• _YOUR OBJECTIVE_
Copy the material that follows word for word and omit its pictures.

• _RECORDS_
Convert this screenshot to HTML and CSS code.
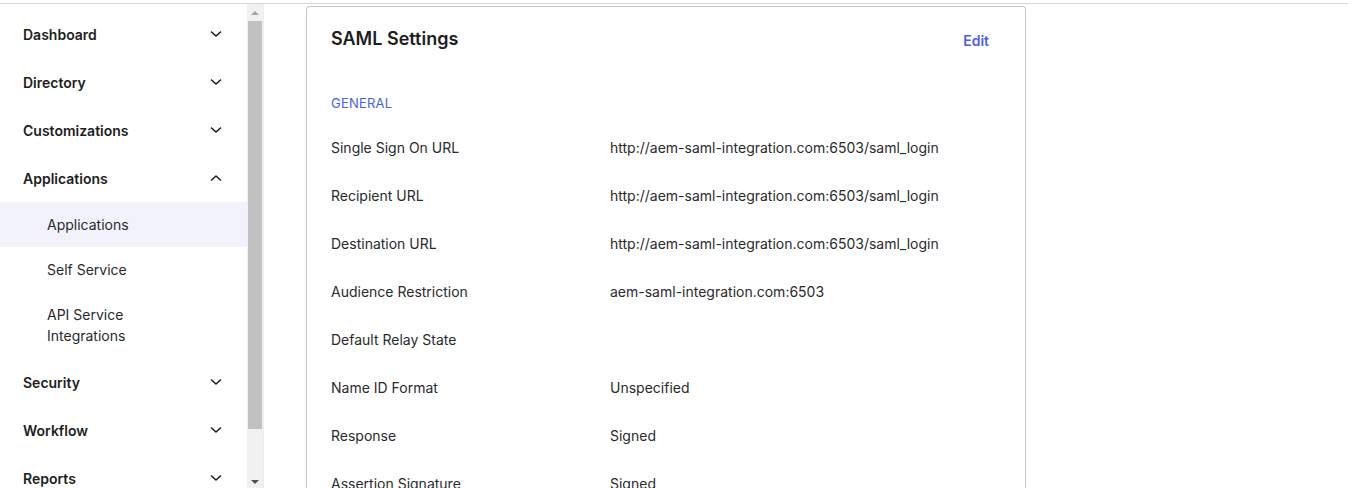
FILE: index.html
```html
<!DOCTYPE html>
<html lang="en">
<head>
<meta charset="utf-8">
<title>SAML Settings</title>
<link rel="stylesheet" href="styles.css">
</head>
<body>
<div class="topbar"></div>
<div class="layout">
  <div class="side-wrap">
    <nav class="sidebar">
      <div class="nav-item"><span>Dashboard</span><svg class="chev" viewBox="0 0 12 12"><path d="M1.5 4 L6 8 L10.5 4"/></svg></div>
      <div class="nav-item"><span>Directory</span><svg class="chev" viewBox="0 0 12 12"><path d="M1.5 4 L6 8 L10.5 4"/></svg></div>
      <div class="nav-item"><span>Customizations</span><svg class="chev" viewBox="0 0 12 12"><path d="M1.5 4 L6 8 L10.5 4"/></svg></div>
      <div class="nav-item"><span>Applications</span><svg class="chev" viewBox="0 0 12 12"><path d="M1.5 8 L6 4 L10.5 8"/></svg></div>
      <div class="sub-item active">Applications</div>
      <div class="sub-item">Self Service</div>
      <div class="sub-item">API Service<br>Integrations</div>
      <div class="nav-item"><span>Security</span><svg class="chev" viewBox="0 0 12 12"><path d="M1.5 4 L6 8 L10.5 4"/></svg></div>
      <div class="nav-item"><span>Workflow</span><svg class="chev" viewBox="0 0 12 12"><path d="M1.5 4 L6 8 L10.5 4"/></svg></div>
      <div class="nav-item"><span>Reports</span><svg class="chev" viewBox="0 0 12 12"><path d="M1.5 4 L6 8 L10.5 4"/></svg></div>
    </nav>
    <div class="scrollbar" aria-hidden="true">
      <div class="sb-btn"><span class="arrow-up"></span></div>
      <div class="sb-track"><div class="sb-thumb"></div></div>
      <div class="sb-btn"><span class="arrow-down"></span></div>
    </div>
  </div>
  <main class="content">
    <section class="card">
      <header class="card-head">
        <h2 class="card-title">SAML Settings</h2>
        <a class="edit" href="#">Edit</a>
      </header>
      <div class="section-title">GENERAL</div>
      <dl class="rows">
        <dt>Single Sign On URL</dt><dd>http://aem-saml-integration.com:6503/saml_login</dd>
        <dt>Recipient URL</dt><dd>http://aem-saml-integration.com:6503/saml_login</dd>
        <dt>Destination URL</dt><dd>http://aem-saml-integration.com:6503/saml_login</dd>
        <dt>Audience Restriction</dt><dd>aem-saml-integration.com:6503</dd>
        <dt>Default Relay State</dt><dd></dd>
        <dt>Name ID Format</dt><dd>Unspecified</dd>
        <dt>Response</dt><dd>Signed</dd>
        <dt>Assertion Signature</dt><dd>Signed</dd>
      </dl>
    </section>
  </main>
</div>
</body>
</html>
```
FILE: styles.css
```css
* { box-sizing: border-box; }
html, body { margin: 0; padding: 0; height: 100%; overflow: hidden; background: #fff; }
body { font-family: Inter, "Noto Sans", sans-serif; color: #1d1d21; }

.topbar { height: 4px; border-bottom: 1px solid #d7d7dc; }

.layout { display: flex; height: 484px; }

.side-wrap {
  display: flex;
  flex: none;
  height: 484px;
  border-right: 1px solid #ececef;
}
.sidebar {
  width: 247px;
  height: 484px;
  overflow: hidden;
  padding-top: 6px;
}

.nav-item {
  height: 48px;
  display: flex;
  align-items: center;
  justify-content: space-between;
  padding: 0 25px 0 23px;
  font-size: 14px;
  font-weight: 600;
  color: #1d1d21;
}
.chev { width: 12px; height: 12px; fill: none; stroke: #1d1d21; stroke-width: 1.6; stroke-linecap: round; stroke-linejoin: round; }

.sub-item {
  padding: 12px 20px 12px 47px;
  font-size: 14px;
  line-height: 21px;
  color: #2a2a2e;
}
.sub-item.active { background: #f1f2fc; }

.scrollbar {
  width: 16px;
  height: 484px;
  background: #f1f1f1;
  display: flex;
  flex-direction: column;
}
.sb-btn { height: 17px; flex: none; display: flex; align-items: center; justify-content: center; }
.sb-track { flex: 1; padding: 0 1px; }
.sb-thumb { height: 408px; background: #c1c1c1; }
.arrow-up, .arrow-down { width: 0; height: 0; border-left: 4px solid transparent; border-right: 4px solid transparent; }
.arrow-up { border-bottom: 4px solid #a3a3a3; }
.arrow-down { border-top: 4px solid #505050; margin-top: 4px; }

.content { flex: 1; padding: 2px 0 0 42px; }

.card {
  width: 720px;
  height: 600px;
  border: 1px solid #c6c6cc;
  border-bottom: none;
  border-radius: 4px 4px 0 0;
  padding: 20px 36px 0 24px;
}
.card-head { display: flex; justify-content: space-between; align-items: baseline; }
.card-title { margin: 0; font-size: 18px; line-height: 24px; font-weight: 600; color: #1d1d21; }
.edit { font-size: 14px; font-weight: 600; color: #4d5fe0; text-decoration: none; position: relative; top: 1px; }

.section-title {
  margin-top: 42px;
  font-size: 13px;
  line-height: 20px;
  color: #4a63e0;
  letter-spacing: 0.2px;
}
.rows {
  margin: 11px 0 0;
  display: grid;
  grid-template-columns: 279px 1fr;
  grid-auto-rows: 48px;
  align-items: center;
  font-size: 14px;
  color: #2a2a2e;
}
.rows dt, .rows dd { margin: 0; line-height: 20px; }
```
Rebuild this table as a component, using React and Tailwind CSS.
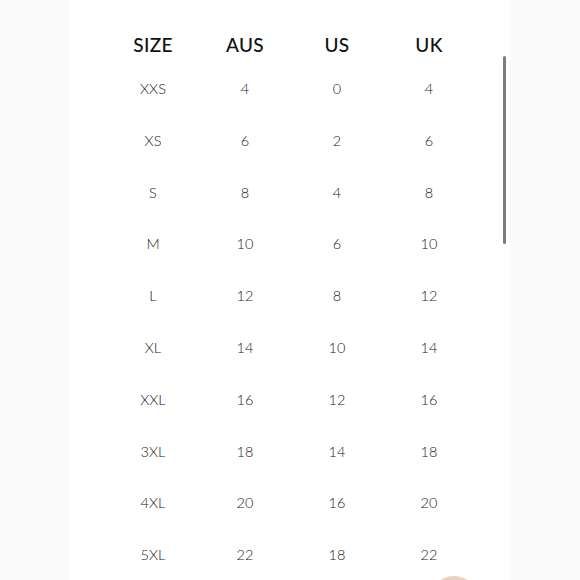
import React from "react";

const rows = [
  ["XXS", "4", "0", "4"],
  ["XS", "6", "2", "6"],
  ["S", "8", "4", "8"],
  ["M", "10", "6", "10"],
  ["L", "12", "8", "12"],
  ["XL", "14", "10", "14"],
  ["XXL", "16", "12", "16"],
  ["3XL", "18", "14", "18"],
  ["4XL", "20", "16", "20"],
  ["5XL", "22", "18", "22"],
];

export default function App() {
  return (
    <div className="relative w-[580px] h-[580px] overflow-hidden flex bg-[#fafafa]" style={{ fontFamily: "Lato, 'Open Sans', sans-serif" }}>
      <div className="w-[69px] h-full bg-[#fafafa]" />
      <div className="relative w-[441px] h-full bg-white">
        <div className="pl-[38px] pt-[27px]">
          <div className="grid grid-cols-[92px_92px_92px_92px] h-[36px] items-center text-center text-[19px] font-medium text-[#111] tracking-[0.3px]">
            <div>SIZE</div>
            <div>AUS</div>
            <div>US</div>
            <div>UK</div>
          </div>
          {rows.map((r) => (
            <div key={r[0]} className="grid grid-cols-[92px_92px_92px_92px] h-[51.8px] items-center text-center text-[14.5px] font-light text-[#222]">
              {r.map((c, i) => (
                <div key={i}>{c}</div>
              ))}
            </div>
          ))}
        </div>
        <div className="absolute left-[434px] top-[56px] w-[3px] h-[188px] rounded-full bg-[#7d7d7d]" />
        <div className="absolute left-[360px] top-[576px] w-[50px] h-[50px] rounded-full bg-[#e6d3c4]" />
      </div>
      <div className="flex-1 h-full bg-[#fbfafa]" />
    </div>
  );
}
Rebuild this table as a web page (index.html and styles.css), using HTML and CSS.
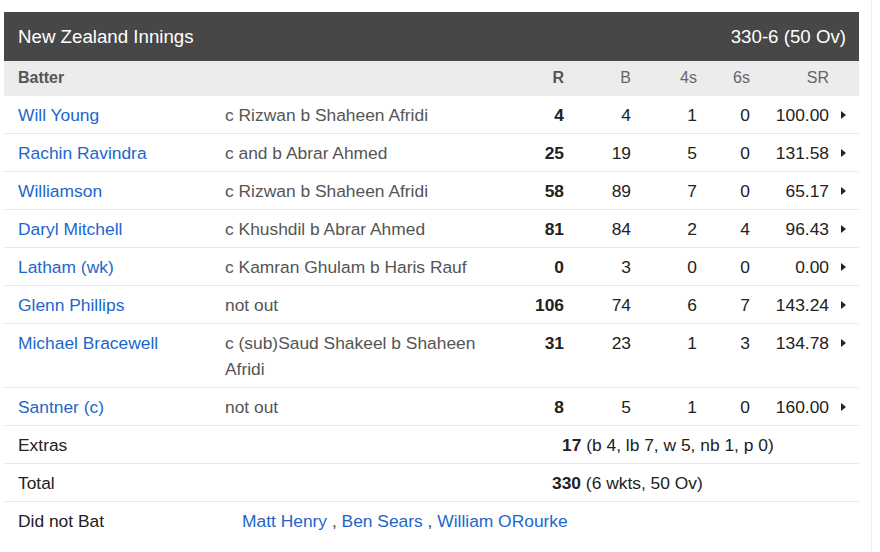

• _WRITTEN ANSWER_
Convert this screenshot to HTML and CSS code.
FILE: index.html
```html
<!DOCTYPE html>
<html lang="en">
<head>
<meta charset="utf-8">
<title>SAML Settings</title>
<link rel="stylesheet" href="styles.css">
</head>
<body>
<div class="topbar"></div>
<div class="layout">
  <div class="side-wrap">
    <nav class="sidebar">
      <div class="nav-item"><span>Dashboard</span><svg class="chev" viewBox="0 0 12 12"><path d="M1.5 4 L6 8 L10.5 4"/></svg></div>
      <div class="nav-item"><span>Directory</span><svg class="chev" viewBox="0 0 12 12"><path d="M1.5 4 L6 8 L10.5 4"/></svg></div>
      <div class="nav-item"><span>Customizations</span><svg class="chev" viewBox="0 0 12 12"><path d="M1.5 4 L6 8 L10.5 4"/></svg></div>
      <div class="nav-item"><span>Applications</span><svg class="chev" viewBox="0 0 12 12"><path d="M1.5 8 L6 4 L10.5 8"/></svg></div>
      <div class="sub-item active">Applications</div>
      <div class="sub-item">Self Service</div>
      <div class="sub-item">API Service<br>Integrations</div>
      <div class="nav-item"><span>Security</span><svg class="chev" viewBox="0 0 12 12"><path d="M1.5 4 L6 8 L10.5 4"/></svg></div>
      <div class="nav-item"><span>Workflow</span><svg class="chev" viewBox="0 0 12 12"><path d="M1.5 4 L6 8 L10.5 4"/></svg></div>
      <div class="nav-item"><span>Reports</span><svg class="chev" viewBox="0 0 12 12"><path d="M1.5 4 L6 8 L10.5 4"/></svg></div>
    </nav>
    <div class="scrollbar" aria-hidden="true">
      <div class="sb-btn"><span class="arrow-up"></span></div>
      <div class="sb-track"><div class="sb-thumb"></div></div>
      <div class="sb-btn"><span class="arrow-down"></span></div>
    </div>
  </div>
  <main class="content">
    <section class="card">
      <header class="card-head">
        <h2 class="card-title">SAML Settings</h2>
        <a class="edit" href="#">Edit</a>
      </header>
      <div class="section-title">GENERAL</div>
      <dl class="rows">
        <dt>Single Sign On URL</dt><dd>http://aem-saml-integration.com:6503/saml_login</dd>
        <dt>Recipient URL</dt><dd>http://aem-saml-integration.com:6503/saml_login</dd>
        <dt>Destination URL</dt><dd>http://aem-saml-integration.com:6503/saml_login</dd>
        <dt>Audience Restriction</dt><dd>aem-saml-integration.com:6503</dd>
        <dt>Default Relay State</dt><dd></dd>
        <dt>Name ID Format</dt><dd>Unspecified</dd>
        <dt>Response</dt><dd>Signed</dd>
        <dt>Assertion Signature</dt><dd>Signed</dd>
      </dl>
    </section>
  </main>
</div>
</body>
</html>
```
FILE: styles.css
```css
* { box-sizing: border-box; }
html, body { margin: 0; padding: 0; height: 100%; overflow: hidden; background: #fff; }
body { font-family: Inter, "Noto Sans", sans-serif; color: #1d1d21; }

.topbar { height: 4px; border-bottom: 1px solid #d7d7dc; }

.layout { display: flex; height: 484px; }

.side-wrap {
  display: flex;
  flex: none;
  height: 484px;
  border-right: 1px solid #ececef;
}
.sidebar {
  width: 247px;
  height: 484px;
  overflow: hidden;
  padding-top: 6px;
}

.nav-item {
  height: 48px;
  display: flex;
  align-items: center;
  justify-content: space-between;
  padding: 0 25px 0 23px;
  font-size: 14px;
  font-weight: 600;
  color: #1d1d21;
}
.chev { width: 12px; height: 12px; fill: none; stroke: #1d1d21; stroke-width: 1.6; stroke-linecap: round; stroke-linejoin: round; }

.sub-item {
  padding: 12px 20px 12px 47px;
  font-size: 14px;
  line-height: 21px;
  color: #2a2a2e;
}
.sub-item.active { background: #f1f2fc; }

.scrollbar {
  width: 16px;
  height: 484px;
  background: #f1f1f1;
  display: flex;
  flex-direction: column;
}
.sb-btn { height: 17px; flex: none; display: flex; align-items: center; justify-content: center; }
.sb-track { flex: 1; padding: 0 1px; }
.sb-thumb { height: 408px; background: #c1c1c1; }
.arrow-up, .arrow-down { width: 0; height: 0; border-left: 4px solid transparent; border-right: 4px solid transparent; }
.arrow-up { border-bottom: 4px solid #a3a3a3; }
.arrow-down { border-top: 4px solid #505050; margin-top: 4px; }

.content { flex: 1; padding: 2px 0 0 42px; }

.card {
  width: 720px;
  height: 600px;
  border: 1px solid #c6c6cc;
  border-bottom: none;
  border-radius: 4px 4px 0 0;
  padding: 20px 36px 0 24px;
}
.card-head { display: flex; justify-content: space-between; align-items: baseline; }
.card-title { margin: 0; font-size: 18px; line-height: 24px; font-weight: 600; color: #1d1d21; }
.edit { font-size: 14px; font-weight: 600; color: #4d5fe0; text-decoration: none; position: relative; top: 1px; }

.section-title {
  margin-top: 42px;
  font-size: 13px;
  line-height: 20px;
  color: #4a63e0;
  letter-spacing: 0.2px;
}
.rows {
  margin: 11px 0 0;
  display: grid;
  grid-template-columns: 279px 1fr;
  grid-auto-rows: 48px;
  align-items: center;
  font-size: 14px;
  color: #2a2a2e;
}
.rows dt, .rows dd { margin: 0; line-height: 20px; }
```
Rebuild this table as a component, using React and Tailwind CSS.
import React from "react";

const rows = [
  ["XXS", "4", "0", "4"],
  ["XS", "6", "2", "6"],
  ["S", "8", "4", "8"],
  ["M", "10", "6", "10"],
  ["L", "12", "8", "12"],
  ["XL", "14", "10", "14"],
  ["XXL", "16", "12", "16"],
  ["3XL", "18", "14", "18"],
  ["4XL", "20", "16", "20"],
  ["5XL", "22", "18", "22"],
];

export default function App() {
  return (
    <div className="relative w-[580px] h-[580px] overflow-hidden flex bg-[#fafafa]" style={{ fontFamily: "Lato, 'Open Sans', sans-serif" }}>
      <div className="w-[69px] h-full bg-[#fafafa]" />
      <div className="relative w-[441px] h-full bg-white">
        <div className="pl-[38px] pt-[27px]">
          <div className="grid grid-cols-[92px_92px_92px_92px] h-[36px] items-center text-center text-[19px] font-medium text-[#111] tracking-[0.3px]">
            <div>SIZE</div>
            <div>AUS</div>
            <div>US</div>
            <div>UK</div>
          </div>
          {rows.map((r) => (
            <div key={r[0]} className="grid grid-cols-[92px_92px_92px_92px] h-[51.8px] items-center text-center text-[14.5px] font-light text-[#222]">
              {r.map((c, i) => (
                <div key={i}>{c}</div>
              ))}
            </div>
          ))}
        </div>
        <div className="absolute left-[434px] top-[56px] w-[3px] h-[188px] rounded-full bg-[#7d7d7d]" />
        <div className="absolute left-[360px] top-[576px] w-[50px] h-[50px] rounded-full bg-[#e6d3c4]" />
      </div>
      <div className="flex-1 h-full bg-[#fbfafa]" />
    </div>
  );
}
Rebuild this table as a web page (index.html and styles.css), using HTML and CSS.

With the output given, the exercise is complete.